Another woman in the class said she never thought she’d see the day that she would buy grass-fed beef; but, she told us how she went to the Farmer’s Market and talked to the cattle farmer there. Come to find out that the farmer’s beautiful pastured, grass-fed, ground beef costs only $5 per pound. Full fat. The real deal. She bought 25 pounds and went home and divided it up, froze what she couldn’t use right away, and made burgers for her family. In the midst of this story, another woman in the class interjected, “The commercial lean beef that I buy is more expensive at $6 per pound!” I reminded them that her commercial lean beef is loaded with toxic antibiotics and hormones and lacks any real food value, especially beneficial fat. The grass-fed beef convert told her coworkers, “I am here to inform you that you can easily afford high quality grass-fed beef.” She said she fried up those burgers and the meat was gorgeous. She had never seen anything like it. Her detailed account of the fat it produced in the pan sounded like poetry. She practically swooned trying to describe the flavor. I keep telling the class that when you eat high quality food, you don’t need to eat as much because you feel satisfied with less. The grass-fed beef convert confirmed this. She said she and her husband couldn’t even finish their burgers and her teenage son only ate one, even though he usually eats at least two commercial burgers. I teased her that she is going to start a cattle ranch. She says she’s tempted, but as long as she can buy that lovely grass-fed beef at the Farmer’s Market, she’s as happy as can be.

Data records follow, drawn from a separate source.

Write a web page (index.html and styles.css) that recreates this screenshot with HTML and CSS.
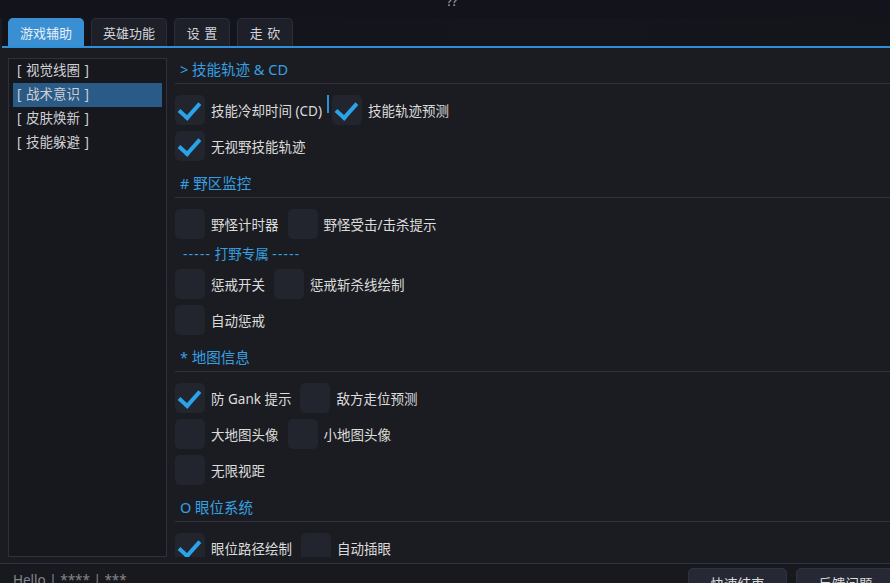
FILE: index.html
```html
<!DOCTYPE html>
<html lang="zh-CN">
<head>
    <meta charset="UTF-8">
    <title>??</title>
    <link rel="stylesheet" href="styles.css">
</head>
<body>
    <div class="titlebar"><span class="title">??</span></div>

    <div class="tabs">
        <div class="tab active">游戏辅助</div>
        <div class="tab">英雄功能</div>
        <div class="tab spaced">设 置</div>
        <div class="tab spaced">走 砍</div>
    </div>

    <div class="main">
        <aside class="sidebar">
            <div class="side-item">[ 视觉线圈 ]</div>
            <div class="side-item selected">[ 战术意识 ]</div>
            <div class="side-item">[ 皮肤焕新 ]</div>
            <div class="side-item">[ 技能躲避 ]</div>
        </aside>

        <section class="content">
            <h2 class="section-title">&gt; 技能轨迹 &amp; CD</h2>
            <div class="rows">
                <div class="row">
                    <label class="check on"><span class="box"></span>技能冷却时间 (CD)</label>
                    <span class="caret"></span>
                    <label class="check on"><span class="box"></span>技能轨迹预测</label>
                </div>
                <div class="row">
                    <label class="check on"><span class="box"></span>无视野技能轨迹</label>
                </div>
            </div>

            <h2 class="section-title"># 野区监控</h2>
            <div class="rows">
                <div class="row">
                    <label class="check"><span class="box"></span>野怪计时器</label>
                    <label class="check"><span class="box"></span>野怪受击/击杀提示</label>
                </div>
                <div class="sub-title"><span class="dashes">-----</span> 打野专属 <span class="dashes">-----</span></div>
                <div class="row">
                    <label class="check"><span class="box"></span>惩戒开关</label>
                    <label class="check"><span class="box"></span>惩戒斩杀线绘制</label>
                </div>
                <div class="row">
                    <label class="check"><span class="box"></span>自动惩戒</label>
                </div>
            </div>

            <h2 class="section-title">* 地图信息</h2>
            <div class="rows">
                <div class="row">
                    <label class="check on"><span class="box"></span>防 Gank 提示</label>
                    <label class="check"><span class="box"></span>敌方走位预测</label>
                </div>
                <div class="row">
                    <label class="check"><span class="box"></span>大地图头像</label>
                    <label class="check"><span class="box"></span>小地图头像</label>
                </div>
                <div class="row">
                    <label class="check"><span class="box"></span>无限视距</label>
                </div>
            </div>

            <h2 class="section-title">O 眼位系统</h2>
            <div class="rows">
                <div class="row">
                    <label class="check on"><span class="box"></span>眼位路径绘制</label>
                    <label class="check"><span class="box"></span>自动插眼</label>
                </div>
            </div>
        </section>
    </div>

    <footer class="footer">
        <div class="divider"></div>
        <div class="status-row">
            <span class="status">Hello | **** | ***</span>
            <div class="buttons">
                <button class="btn">快速结束</button>
                <button class="btn">反馈问题</button>
            </div>
        </div>
    </footer>
</body>
</html>
```

FILE: styles.css
```css
* {
    margin: 0;
    padding: 0;
    box-sizing: border-box;
}

body {
    width: 890px;
    height: 583px;
    overflow: hidden;
    font-family: "Noto Sans", "Noto Sans CJK SC", sans-serif;
    font-size: 13.5px;
    color: #dcdcdc;
    background: #1b1c21;
}

.titlebar {
    height: 18px;
    overflow: hidden;
    text-align: center;
    background: #13141b;
}

.title {
    display: block;
    line-height: 4px;
    font-size: 12px;
    color: #b0b0b8;
    padding-left: 14px;
}

.tabs {
    display: flex;
    gap: 7px;
    height: 30px;
    margin-left: 2px;
    padding-left: 6px;
    background: linear-gradient(to right, #13141b, #15161d 60%, #14151b);
    border-bottom: 2px solid #2c8fd8;
}

.tab {
    min-width: 56px;
    height: 28px;
    padding: 0 11px;
    line-height: 28px;
    text-align: center;
    font-size: 13px;
    color: #d2d4da;
    background: #1e2029;
    border: 1px solid #2b2e3a;
    border-bottom: none;
    border-radius: 5px 5px 0 0;
}

.tab.spaced {
    padding: 0 10px;
    word-spacing: 1px;
}

.tab.active {
    background: #3a8fd2;
    border-color: #3a8fd2;
    color: #e8f0f8;
}

.main {
    display: flex;
    height: 509px;
    overflow: hidden;
}

.sidebar {
    width: 159px;
    margin: 10px 0 0 8px;
    padding: 0 4px;
    background: #17181e;
    border: 1px solid #2c3040;
    flex-shrink: 0;
}

.side-item {
    height: 24px;
    line-height: 22px;
    padding-left: 4px;
    color: #cfd0d4;
    white-space: nowrap;
    word-spacing: 1px;
}

.side-item.selected {
    background: #2a5a86;
}

.content {
    flex: 1;
    min-width: 0;
    margin-left: 8px;
}

.section-title {
    padding: 11px 0 4px 5px;
    line-height: 20px;
    font-size: 14.5px;
    font-weight: normal;
    color: #36a0e2;
    border-bottom: 1px solid #30333f;
}

.rows {
    display: flex;
    flex-direction: column;
    gap: 6px;
    padding-top: 11px;
    margin-bottom: 1px;
}

.row {
    display: flex;
    align-items: center;
    height: 30px;
}

.check {
    display: flex;
    align-items: center;
    margin-right: 9px;
    white-space: nowrap;
    color: #dcdcdc;
}

.box {
    position: relative;
    width: 30px;
    height: 30px;
    margin-right: 6px;
    background: #22252e;
    border-radius: 5px;
}

.check.on .box::after {
    content: '';
    position: absolute;
    left: 8px;
    top: 3px;
    width: 9px;
    height: 17px;
    border: solid #2ba3ea;
    border-width: 0 4px 4px 0;
    transform: rotate(42deg);
    transform-origin: center;
}

.caret {
    align-self: flex-start;
    width: 2px;
    height: 18px;
    margin: 0 3px 0 -4px;
    background: #2c8fd8;
}

.sub-title {
    height: 18px;
    line-height: 18px;
    padding-left: 8px;
    color: #36a0e2;
}

.dashes {
    letter-spacing: 1.3px;
}

.footer {
    height: 26px;
    background: #18191e;
}

.divider {
    margin-top: 6px;
    height: 1px;
    background: #2d3142;
}

.status-row {
    display: flex;
    justify-content: space-between;
    align-items: flex-start;
}

.status {
    padding: 7px 0 0 13px;
    line-height: 18px;
    color: #85868c;
}

.buttons {
    display: flex;
    gap: 9px;
    margin-top: 4px;
    margin-right: -5px;
}

.btn {
    width: 99px;
    height: 30px;
    font-family: inherit;
    font-size: 13.5px;
    color: #dcdcdc;
    background: #262935;
    border: 1px solid #2f3240;
    border-radius: 5px;
}
```
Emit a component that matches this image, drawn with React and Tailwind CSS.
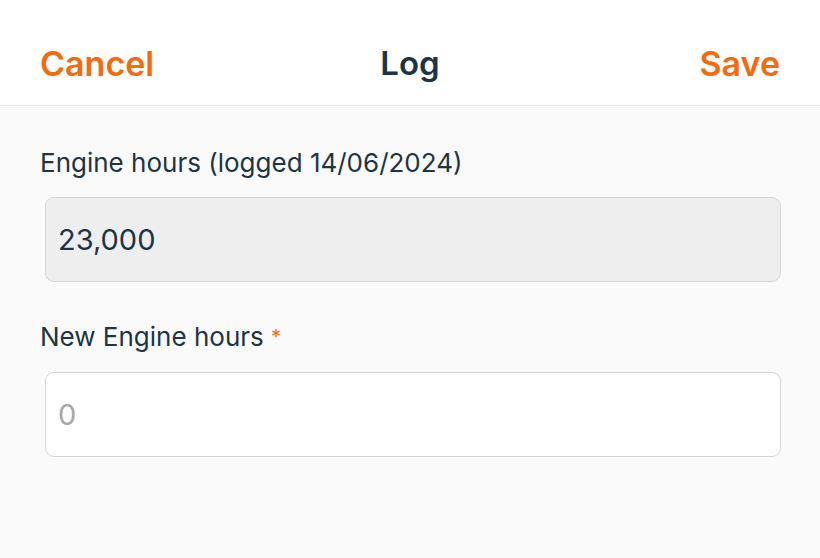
import { useState } from "react";

const font = { fontFamily: "Inter, 'Noto Sans', sans-serif" };

export default function App() {
  const [hours, setHours] = useState("");

  return (
    <div className="min-h-screen bg-[#fafafa] text-[#1f3442]" style={font}>
      {/* Nav bar */}
      <header className="h-[106px] bg-white border-b border-[#e6e6e6] grid grid-cols-3 items-center px-[40px] pt-[22px]">
        <button className="justify-self-start text-[34px] font-semibold text-[#f26b0f] leading-none">Cancel</button>
        <h1 className="justify-self-center text-[33px] font-semibold leading-none text-[#1f3442]">Log</h1>
        <button className="justify-self-end text-[34px] font-semibold text-[#f26b0f] leading-none">Save</button>
      </header>

      <main className="pl-[40px] pr-[39px] pt-[41px]">
        <label className="block text-[26px] leading-[32px]">Engine hours (logged 14/06/2024)</label>
        <div className="ml-[5px] mt-[18px] h-[85px] rounded-[9px] border border-[#d3d7da] bg-[#eeeeee] flex items-center px-[12px] text-[29px]">
          23,000
        </div>

        <label className="block mt-[39px] text-[26px] leading-[32px]">
          New Engine hours <span className="text-[#f26b0f] text-[20px] align-top">*</span>
        </label>
        <input
          value={hours}
          onChange={(e) => setHours(e.target.value)}
          placeholder="0"
          className="block ml-[5px] mt-[19px] h-[85px] w-[736px] rounded-[9px] border border-[#d3d7da] bg-white px-[12px] text-[29px] outline-none placeholder:text-[#a8a8a8]"
        />
      </main>
    </div>
  );
}
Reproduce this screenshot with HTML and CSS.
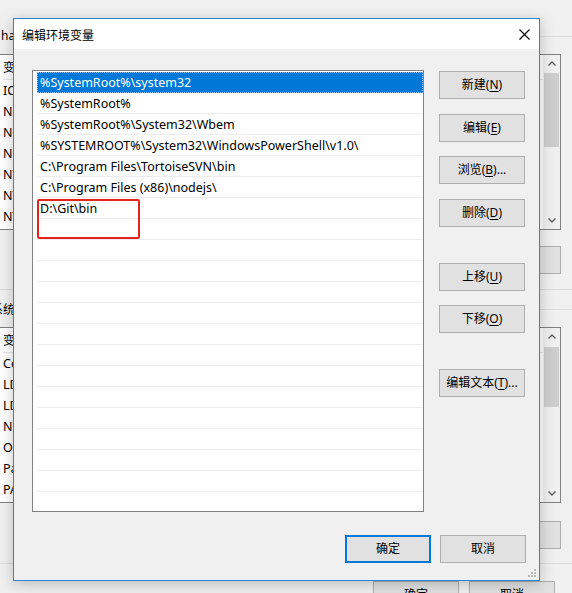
FILE: index.html
```html
<!DOCTYPE html>
<html lang="zh-CN">
<head>
<meta charset="utf-8">
<title>编辑环境变量</title>
<link rel="stylesheet" href="styles.css">
</head>
<body>
<div class="desktop">
  <div class="bgwin">
    <fieldset class="group g1">
      <legend class="glabel first">har 的用户变量(U)</legend>
      <div class="lv">
        <div class="lv-body">
          <div class="lv-head">变量</div>
          <div class="lv-row">IC_HOME</div>
          <div class="lv-row">NODE_PATH</div>
          <div class="lv-row">NODE_HOME</div>
          <div class="lv-row">NPM_HOME</div>
          <div class="lv-row">NTS_HOME</div>
          <div class="lv-row">NTS_PATH</div>
          <div class="lv-row">NTS_ROOT</div>
        </div>
        <div class="sb">
          <div class="sb-btn"><svg width="8" height="5" viewBox="0 0 8 5"><polyline points="0.5,4.5 4,1 7.5,4.5" fill="none" stroke="#606060" stroke-width="1.4"/></svg></div>
          <div class="sb-track"><div class="sb-thumb t1"></div></div>
          <div class="sb-btn"><svg width="8" height="5" viewBox="0 0 8 5"><polyline points="0.5,0.5 4,4 7.5,0.5" fill="none" stroke="#606060" stroke-width="1.4"/></svg></div>
        </div>
      </div>
      <div class="gbtns">
        <button class="btn">新建(<u>N</u>)...</button>
        <button class="btn">编辑(<u>E</u>)...</button>
        <button class="btn">删除(<u>D</u>)</button>
      </div>
    </fieldset>
    <fieldset class="group g2">
      <legend class="glabel">系统变量(S)</legend>
      <div class="lv">
        <div class="lv-body">
          <div class="lv-head">变量</div>
          <div class="lv-row">ComSpec</div>
          <div class="lv-row">LD_PATH</div>
          <div class="lv-row">LD_HOME</div>
          <div class="lv-row">NUMBER_OF_PROCESSORS</div>
          <div class="lv-row">OS</div>
          <div class="lv-row">Path</div>
          <div class="lv-row">PATHEXT</div>
        </div>
        <div class="sb">
          <div class="sb-btn"><svg width="8" height="5" viewBox="0 0 8 5"><polyline points="0.5,4.5 4,1 7.5,4.5" fill="none" stroke="#606060" stroke-width="1.4"/></svg></div>
          <div class="sb-track"><div class="sb-thumb t2"></div></div>
          <div class="sb-btn"><svg width="8" height="5" viewBox="0 0 8 5"><polyline points="0.5,0.5 4,4 7.5,0.5" fill="none" stroke="#606060" stroke-width="1.4"/></svg></div>
        </div>
      </div>
      <div class="gbtns g2btns">
        <button class="btn">新建(<u>W</u>)...</button>
        <button class="btn">编辑(<u>I</u>)...</button>
        <button class="btn">删除(<u>L</u>)</button>
      </div>
    </fieldset>
    <div class="bg-foot">
      <button class="btn">确定</button>
      <button class="btn">取消</button>
    </div>
  </div>

  <div class="dialog">
    <div class="titlebar">
      <span class="title">编辑环境变量</span>
      <span class="close"><svg width="11" height="11" viewBox="0 0 11 11"><path d="M0.5 0.5 L10.5 10.5 M10.5 0.5 L0.5 10.5" stroke="#000" stroke-width="1.1" fill="none"/></svg></span>
    </div>
    <div class="dlg-body">
      <div class="dlg-main">
        <div class="listbox">
          <div class="row sel">%SystemRoot%\system32</div>
          <div class="row">%SystemRoot%</div>
          <div class="row">%SystemRoot%\System32\Wbem</div>
          <div class="row">%SYSTEMROOT%\System32\WindowsPowerShell\v1.0\</div>
          <div class="row">C:\Program Files\TortoiseSVN\bin</div>
          <div class="row">C:\Program Files (x86)\nodejs\</div>
          <div class="row">D:\Git\bin</div>
          <div class="row"></div>
          <div class="row"></div>
          <div class="row"></div>
          <div class="row"></div>
          <div class="row"></div>
          <div class="row"></div>
          <div class="row"></div>
          <div class="row"></div>
          <div class="row"></div>
          <div class="row"></div>
          <div class="row"></div>
          <div class="row"></div>
          <div class="row"></div>
          <div class="row"></div>
          <div class="row"></div>
        </div>
        <div class="side">
          <button class="btn">新建(<u>N</u>)</button>
          <button class="btn">编辑(<u>E</u>)</button>
          <button class="btn">浏览(<u>B</u>)...</button>
          <button class="btn">删除(<u>D</u>)</button>
          <button class="btn spaced">上移(<u>U</u>)</button>
          <button class="btn">下移(<u>O</u>)</button>
          <button class="btn spaced">编辑文本(<u>T</u>)...</button>
        </div>
      </div>
      <div class="dlg-foot">
        <button class="btn default">确定</button>
        <button class="btn">取消</button>
      </div>
    </div>
    <div class="mark"></div>
    <svg class="grip" width="9" height="9" viewBox="0 0 9 9">
      <rect x="6" y="0" width="2" height="2" fill="#bcbcbc"/>
      <rect x="3" y="3" width="2" height="2" fill="#bcbcbc"/>
      <rect x="6" y="3" width="2" height="2" fill="#bcbcbc"/>
      <rect x="0" y="6" width="2" height="2" fill="#bcbcbc"/>
      <rect x="3" y="6" width="2" height="2" fill="#bcbcbc"/>
      <rect x="6" y="6" width="2" height="2" fill="#bcbcbc"/>
    </svg>
  </div>
</div>
</body>
</html>
```

FILE: styles.css
```css
* { box-sizing: border-box; }
html, body { margin: 0; padding: 0; }
body {
  font-family: "Noto Sans", "Noto Sans CJK SC", sans-serif;
  font-size: 12px;
  color: #000;
  background: #f0f0f0;
}
.desktop {
  position: relative;
  width: 572px;
  height: 593px;
  overflow: hidden;
  background: #f0f0f0;
}

/* ---------- background window ---------- */
.bgwin {
  width: 600px;
  margin-left: -20px;
  padding: 28px 0 0 0;
}
.group {
  margin: 0 4px 0 2px;
  padding: 0 14px 15px 7px;
  border: 1px solid #dcdcdc;
  min-width: 0;
}
.g2 { margin-top: 11px; padding-bottom: 14px; }
.glabel {
  padding: 0;
  margin-left: 1px;
  line-height: 16px;
  font-size: 12px;
  font-family: "Noto Sans CJK SC", sans-serif;
}
.glabel.first { margin-left: 11px; font-family: "Noto Sans", "Noto Sans CJK SC", sans-serif; }
.lv {
  margin-top: 10px;
  height: 176px;
  border: 1px solid #828282;
  background: #fff;
  display: flex;
}
.g2 .lv { margin-top: 10px; }
.lv-body { flex: 1; padding-left: 12px; overflow: hidden; }
.lv-head {
  height: 25px;
  line-height: 24px;
  border-bottom: 1px solid #e5e5e5;
  font-family: "Noto Sans CJK SC", sans-serif;
}
.lv-row { height: 21px; line-height: 21px; font-size: 12.5px; white-space: nowrap; }
.sb {
  width: 17px;
  background: #f0f0f0;
  display: flex;
  flex-direction: column;
}
.sb-btn { height: 17px; display: flex; align-items: center; justify-content: center; }
.sb-track { flex: 1; padding: 0 1px; }
.sb-thumb { background: #cdcdcd; }
.t1 { height: 74px; margin-top: 1px; }
.t2 { height: 60px; margin-top: 2px; }
.gbtns {
  display: flex;
  justify-content: flex-end;
  gap: 9px;
  margin-top: 16px;
}
.g2btns { margin-top: 18px; }
.bg-foot {
  display: flex;
  justify-content: flex-end;
  gap: 10px;
  margin-top: 17px;
  padding-right: 25px;
}

.btn {
  width: 86px;
  height: 28px;
  padding: 0;
  border: 1px solid #adadad;
  background: #e1e1e1;
  font-family: "Noto Sans", "Noto Sans CJK SC", sans-serif;
  font-size: 12px;
  color: #000;
  line-height: 26px;
}
.btn u { text-decoration-thickness: 1px; text-underline-offset: 2px; }

/* ---------- foreground dialog ---------- */
.dialog {
  position: absolute;
  left: 13px;
  top: 18px;
  width: 527px;
  height: 563px;
  border: 1px solid #2b87d3;
  background: #f0f0f0;
  box-shadow: 0 3px 14px rgba(0, 0, 0, 0.22);
  display: flex;
  flex-direction: column;
}
.titlebar {
  height: 30px;
  background: #fff;
  display: flex;
  align-items: center;
  justify-content: space-between;
  flex: none;
}
.title {
  padding-left: 8px;
  font-family: "Noto Sans CJK SC", sans-serif;
  font-size: 12px;
}
.close {
  width: 29px;
  height: 30px;
  display: flex;
  align-items: center;
  justify-content: center;
}
.dlg-body {
  flex: 1;
  padding: 21px 13px 0 18px;
  display: flex;
  flex-direction: column;
}
.dlg-main { display: flex; }
.listbox {
  width: 392px;
  height: 442px;
  border: 1px solid #828282;
  background: #fff;
  padding: 1px 0 0 4px;
  overflow: hidden;
}
.row {
  height: 21px;
  line-height: 21px;
  border-bottom: 1px solid #ececec;
  padding-left: 3px;
  font-size: 12.5px;
  white-space: nowrap;
}
.row.sel {
  background: #0078d7;
  color: #fff;
  border-bottom-color: #0078d7;
  outline: 1px dotted rgba(255, 255, 255, 0.55);
  outline-offset: -1px;
}
.side {
  margin-left: 15px;
  padding-top: 1px;
  display: flex;
  flex-direction: column;
  gap: 14.6px;
}
.side .spaced { margin-top: 21.4px; }
.dlg-foot {
  margin-top: 23px;
  display: flex;
  justify-content: flex-end;
  gap: 9px;
}
.btn.default { border: 2px solid #0078d7; line-height: 24px; }

.mark {
  position: absolute;
  left: 23px;
  top: 180px;
  width: 103px;
  height: 40px;
  border: 2px solid #e3241c;
  border-radius: 2px;
}
.grip {
  position: absolute;
  right: 2px;
  bottom: 2px;
}
```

I don’t eat meat so I could not identify with the grass-fed beef story. But it was gratifying to hear that my students are discovering that eating real food is not only possible for them but will improve the quality if their lives in immeasurable ways. The grass-fed beef convert claimed that everyone in her family felt noticeably better (than when they ate commercial beef) after eating the good beef. They were energized rather than sluggish.

I saved the best story for last:  the soft-spoken woman who described her decision to buy organic produce. She said that her family does not have much money and so she has always believed that organic fruits and vegetables are beyond her reach. This past week, she decided she would buy only organic fruit to see what that was like. She bought oranges, apples, and bananas. She said that the organics were more expensive, but that they were not as much more expensive as she had previously imagined. She related that she had never eaten an organic banana and the flavor knocked her socks off. She had not realized what a banana really tastes like. She said she refuses to go back to nonorganic and one way or another she will buy organic. She will work out her budget, make changes in the family spending, rethink how she shops and where she shops. “I refuse to deny my children good quality produce any more just because we don’t have much money. We are as entitled to eat this delicious and high quality food as anyone else,” she said so quietly, so firmly, with such determination. She is a rebel! 

She fired me up. All of them fired me up! I have a passion for changing the world through nutrition. We are all entitled to eat real food and we are all entitled to be well. The time when agribusiness and marketing executives and corporations can turn their lousy profit by railroading us into eating garbage that’s killing us is over! We refuse to be force-fed toxic crap. We will not be exploited and made sick and then sold expensive pharmaceuticals. This is my calling. I teach people to read labels, make choices, learn about food, and to just say no to nonfood passed off to us as food. Talk about empowerment! Here it is on a plate. We are going to nourish ourselves and be well against all odds. Like the woman with limited money who is now determined to feed her family organic fruit, we are making our lives better and refusing to be bought and sold in the marketplace like ignorant fools. We are taking control of what we put in our bodies. We are voting with our forks.